Pop star Annie Lennox receives an OBE in the New Year Honours List for her work fighting Aids and poverty in Africa.
The former Eurythmics singer heads a host of entertainment and sport stars awarded honours, including Poirot actor David Suchet and Ryder Cup-winning golfer Graeme McDowell.
Also recognised is football referee Howard Webb, who made up for England’s disappointing World Cup performance by taking charge of the final in Johannesburg.
Some of the honours for senior figures from the business world could prove controversial. There are knighthoods for Martin Broughton, chairman of British Airways, Roger Carr, chairman of energy giant Centrica, and Richard Lambert, the outgoing director-general of the CBI.
This year Sir Roger, 64, who lives in Kensington, London, has presided over a huge increase in profits at Centrica-owned British Gas and the hotly-disputed sale of Cadbury to US food giant Kraft.
Sir Martin, 63, who lives in Oxted, Surrey, had a busy 12 months dealing with strikes by BA cabin crew and massive disruption to flights caused by snow and the Icelandic volcanic ash cloud, as well as overseeing the sale of Liverpool Football Club.

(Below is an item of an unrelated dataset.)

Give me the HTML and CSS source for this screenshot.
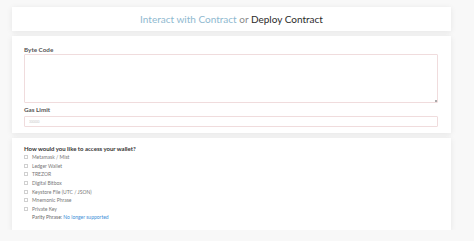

Aberdeen-born Lennox, who turned 56 on Christmas Day, has sold more than 80 million albums worldwide with the Eurythmics and as a solo star. She now splits her time between her music and campaigning on behalf of Aids and HIV victims and poverty-stricken women and children in the developing world.
Suchet, 64, from London, who receives a CBE for services to drama, has played a huge variety of roles on stage and screen during an acclaimed acting career spanning more than 40 years, but he is best known as Agatha Christie’s Hercule Poirot in the long-running ITV series.
McDowell, 31, from Portrush in County Antrim, Northern Ireland, is awarded an MBE after a sensational golfing year. In June he became the first European winner of the US Open since 1970, and in October he clinched the Ryder Cup for Europe in a heart-stopping final match at Celtic Manor in Wales.
Another MBE goes to Webb, 39, a police sergeant from Rotherham, South Yorkshire, for services to football after he became the first Englishman to referee a World Cup final since 1974.